Exercise goal :: Lines holding the string "styles" are the ones to copy; find them all in the data.

Raw data ::
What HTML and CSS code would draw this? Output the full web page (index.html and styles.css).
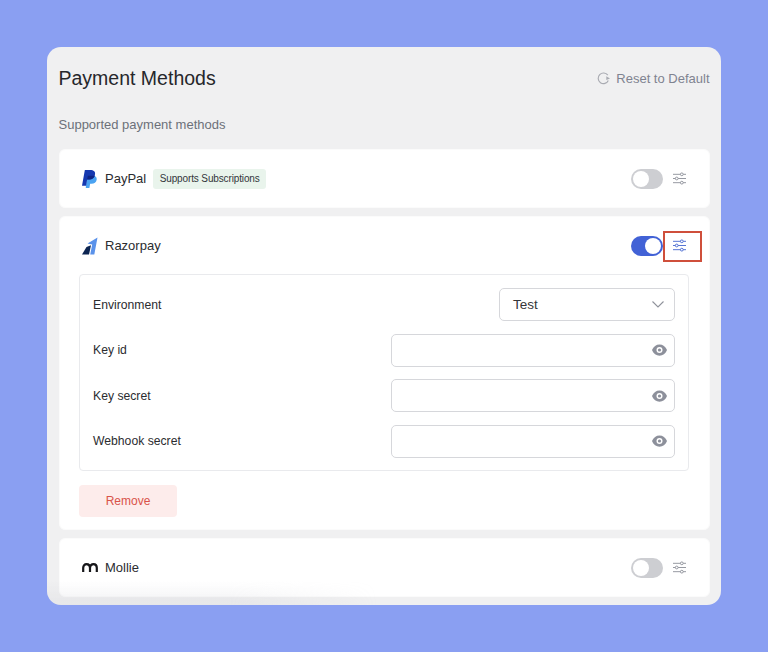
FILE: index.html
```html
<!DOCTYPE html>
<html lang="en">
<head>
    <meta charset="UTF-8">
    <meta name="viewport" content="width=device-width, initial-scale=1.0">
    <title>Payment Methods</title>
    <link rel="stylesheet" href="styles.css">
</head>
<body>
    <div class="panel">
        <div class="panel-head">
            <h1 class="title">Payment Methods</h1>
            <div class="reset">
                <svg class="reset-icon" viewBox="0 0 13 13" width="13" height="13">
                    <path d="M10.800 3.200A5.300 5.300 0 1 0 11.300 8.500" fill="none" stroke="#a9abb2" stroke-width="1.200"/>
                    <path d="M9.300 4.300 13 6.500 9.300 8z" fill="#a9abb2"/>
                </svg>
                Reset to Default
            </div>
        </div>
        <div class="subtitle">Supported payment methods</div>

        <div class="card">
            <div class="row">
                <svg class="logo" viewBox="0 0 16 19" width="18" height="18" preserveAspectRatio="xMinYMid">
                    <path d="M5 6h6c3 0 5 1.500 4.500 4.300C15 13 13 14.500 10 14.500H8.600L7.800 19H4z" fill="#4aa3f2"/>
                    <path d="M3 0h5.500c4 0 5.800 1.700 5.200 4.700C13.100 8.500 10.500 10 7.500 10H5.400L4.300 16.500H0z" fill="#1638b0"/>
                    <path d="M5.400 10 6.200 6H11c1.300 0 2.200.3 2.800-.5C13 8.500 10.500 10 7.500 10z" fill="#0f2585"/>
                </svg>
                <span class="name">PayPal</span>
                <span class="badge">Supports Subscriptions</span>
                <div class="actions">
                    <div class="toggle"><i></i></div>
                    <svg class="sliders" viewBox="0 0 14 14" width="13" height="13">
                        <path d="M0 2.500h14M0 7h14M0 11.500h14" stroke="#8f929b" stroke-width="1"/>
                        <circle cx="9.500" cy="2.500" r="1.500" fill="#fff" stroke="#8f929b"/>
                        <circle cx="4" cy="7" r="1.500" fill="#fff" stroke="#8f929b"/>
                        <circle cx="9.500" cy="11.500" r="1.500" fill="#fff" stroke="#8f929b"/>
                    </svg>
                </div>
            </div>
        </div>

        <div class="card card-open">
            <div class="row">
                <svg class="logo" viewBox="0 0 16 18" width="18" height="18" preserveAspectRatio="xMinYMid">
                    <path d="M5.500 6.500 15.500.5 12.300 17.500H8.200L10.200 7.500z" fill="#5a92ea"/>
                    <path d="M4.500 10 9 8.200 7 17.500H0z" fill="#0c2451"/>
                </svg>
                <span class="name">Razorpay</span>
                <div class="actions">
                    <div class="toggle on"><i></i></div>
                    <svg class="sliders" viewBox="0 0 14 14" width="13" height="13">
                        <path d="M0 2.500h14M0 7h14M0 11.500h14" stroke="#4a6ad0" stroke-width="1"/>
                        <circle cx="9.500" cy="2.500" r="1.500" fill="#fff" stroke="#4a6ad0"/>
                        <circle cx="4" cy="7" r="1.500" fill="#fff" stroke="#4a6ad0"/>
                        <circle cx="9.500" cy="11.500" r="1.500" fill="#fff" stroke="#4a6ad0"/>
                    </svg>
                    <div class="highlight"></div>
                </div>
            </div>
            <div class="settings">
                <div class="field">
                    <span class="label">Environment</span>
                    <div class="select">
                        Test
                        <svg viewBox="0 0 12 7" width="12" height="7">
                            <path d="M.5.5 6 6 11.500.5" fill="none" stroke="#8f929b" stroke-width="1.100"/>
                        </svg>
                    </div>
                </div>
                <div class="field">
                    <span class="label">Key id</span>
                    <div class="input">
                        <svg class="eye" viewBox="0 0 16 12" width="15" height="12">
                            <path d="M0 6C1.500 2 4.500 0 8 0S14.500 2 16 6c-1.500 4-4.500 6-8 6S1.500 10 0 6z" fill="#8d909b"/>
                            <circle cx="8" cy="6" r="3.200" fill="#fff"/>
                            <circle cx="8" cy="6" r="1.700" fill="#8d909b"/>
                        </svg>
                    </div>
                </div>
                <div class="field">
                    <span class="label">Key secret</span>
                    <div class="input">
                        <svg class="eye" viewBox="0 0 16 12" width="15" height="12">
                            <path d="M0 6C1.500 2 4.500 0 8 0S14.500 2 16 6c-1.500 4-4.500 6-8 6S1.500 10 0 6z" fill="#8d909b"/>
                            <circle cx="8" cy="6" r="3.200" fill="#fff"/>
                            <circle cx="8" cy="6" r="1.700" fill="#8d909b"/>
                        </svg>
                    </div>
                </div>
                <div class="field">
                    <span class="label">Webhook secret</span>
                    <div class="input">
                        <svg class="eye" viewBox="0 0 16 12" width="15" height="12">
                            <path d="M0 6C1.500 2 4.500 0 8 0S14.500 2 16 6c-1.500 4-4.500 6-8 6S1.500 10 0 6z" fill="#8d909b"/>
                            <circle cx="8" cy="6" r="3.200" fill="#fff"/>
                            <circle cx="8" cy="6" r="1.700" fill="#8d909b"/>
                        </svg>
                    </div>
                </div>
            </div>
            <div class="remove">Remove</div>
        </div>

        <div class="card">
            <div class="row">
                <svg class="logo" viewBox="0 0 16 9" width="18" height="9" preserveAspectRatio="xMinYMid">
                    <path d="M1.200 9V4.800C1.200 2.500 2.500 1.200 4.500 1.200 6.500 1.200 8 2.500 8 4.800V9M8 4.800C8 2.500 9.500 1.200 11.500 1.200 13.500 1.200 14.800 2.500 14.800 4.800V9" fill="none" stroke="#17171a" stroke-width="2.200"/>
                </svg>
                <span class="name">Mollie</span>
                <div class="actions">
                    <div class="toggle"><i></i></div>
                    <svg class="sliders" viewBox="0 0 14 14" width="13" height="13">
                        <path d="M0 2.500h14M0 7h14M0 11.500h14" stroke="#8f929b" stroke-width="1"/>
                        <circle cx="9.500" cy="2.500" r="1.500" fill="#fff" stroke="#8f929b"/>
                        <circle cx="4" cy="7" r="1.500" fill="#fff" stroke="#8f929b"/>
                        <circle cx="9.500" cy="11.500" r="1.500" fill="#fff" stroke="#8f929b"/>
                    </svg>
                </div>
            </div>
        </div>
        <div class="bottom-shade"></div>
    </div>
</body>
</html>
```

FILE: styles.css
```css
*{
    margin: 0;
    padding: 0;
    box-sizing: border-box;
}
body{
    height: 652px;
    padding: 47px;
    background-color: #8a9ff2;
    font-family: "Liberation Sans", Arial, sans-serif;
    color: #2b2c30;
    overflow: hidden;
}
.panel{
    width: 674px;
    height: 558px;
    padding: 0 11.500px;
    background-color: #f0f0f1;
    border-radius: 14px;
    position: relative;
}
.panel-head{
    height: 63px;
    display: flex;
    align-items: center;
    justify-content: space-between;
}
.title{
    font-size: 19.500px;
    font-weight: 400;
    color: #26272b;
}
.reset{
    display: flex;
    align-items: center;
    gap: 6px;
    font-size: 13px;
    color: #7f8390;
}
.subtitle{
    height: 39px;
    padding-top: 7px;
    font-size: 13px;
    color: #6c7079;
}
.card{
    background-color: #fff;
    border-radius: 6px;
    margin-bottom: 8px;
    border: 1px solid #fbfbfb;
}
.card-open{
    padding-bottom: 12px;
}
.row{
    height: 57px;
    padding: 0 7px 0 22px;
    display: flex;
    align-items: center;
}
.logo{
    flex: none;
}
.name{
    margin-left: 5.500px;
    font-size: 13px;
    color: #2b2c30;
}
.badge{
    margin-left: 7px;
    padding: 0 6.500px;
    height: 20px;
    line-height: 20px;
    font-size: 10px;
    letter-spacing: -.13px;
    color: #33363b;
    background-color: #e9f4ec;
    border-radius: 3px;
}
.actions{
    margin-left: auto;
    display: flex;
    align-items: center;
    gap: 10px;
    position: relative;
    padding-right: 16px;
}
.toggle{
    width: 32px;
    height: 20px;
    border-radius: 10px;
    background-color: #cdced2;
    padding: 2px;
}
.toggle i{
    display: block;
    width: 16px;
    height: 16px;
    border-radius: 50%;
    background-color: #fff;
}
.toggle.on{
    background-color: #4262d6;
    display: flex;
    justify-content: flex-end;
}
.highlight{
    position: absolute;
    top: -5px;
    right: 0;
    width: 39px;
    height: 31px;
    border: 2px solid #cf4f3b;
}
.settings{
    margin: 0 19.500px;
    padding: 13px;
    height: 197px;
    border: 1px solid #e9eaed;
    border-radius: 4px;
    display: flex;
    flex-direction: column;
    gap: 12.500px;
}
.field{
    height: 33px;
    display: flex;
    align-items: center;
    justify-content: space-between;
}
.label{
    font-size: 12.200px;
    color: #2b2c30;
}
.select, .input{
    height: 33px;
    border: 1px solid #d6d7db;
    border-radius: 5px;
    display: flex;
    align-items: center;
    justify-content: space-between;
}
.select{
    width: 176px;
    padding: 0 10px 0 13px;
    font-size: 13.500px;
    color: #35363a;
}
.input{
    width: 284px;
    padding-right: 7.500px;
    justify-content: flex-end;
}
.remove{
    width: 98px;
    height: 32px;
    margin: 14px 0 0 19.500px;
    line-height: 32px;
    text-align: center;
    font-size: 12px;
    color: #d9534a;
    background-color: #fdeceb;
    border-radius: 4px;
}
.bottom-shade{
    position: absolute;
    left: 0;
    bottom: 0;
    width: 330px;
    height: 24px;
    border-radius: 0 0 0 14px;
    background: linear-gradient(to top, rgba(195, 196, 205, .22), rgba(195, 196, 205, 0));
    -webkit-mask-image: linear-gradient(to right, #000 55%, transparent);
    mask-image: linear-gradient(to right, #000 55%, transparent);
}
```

Complete answer ::
What HTML and CSS code would draw this? Output the full web page (index.html and styles.css).
    <link rel="stylesheet" href="styles.css">
FILE: styles.css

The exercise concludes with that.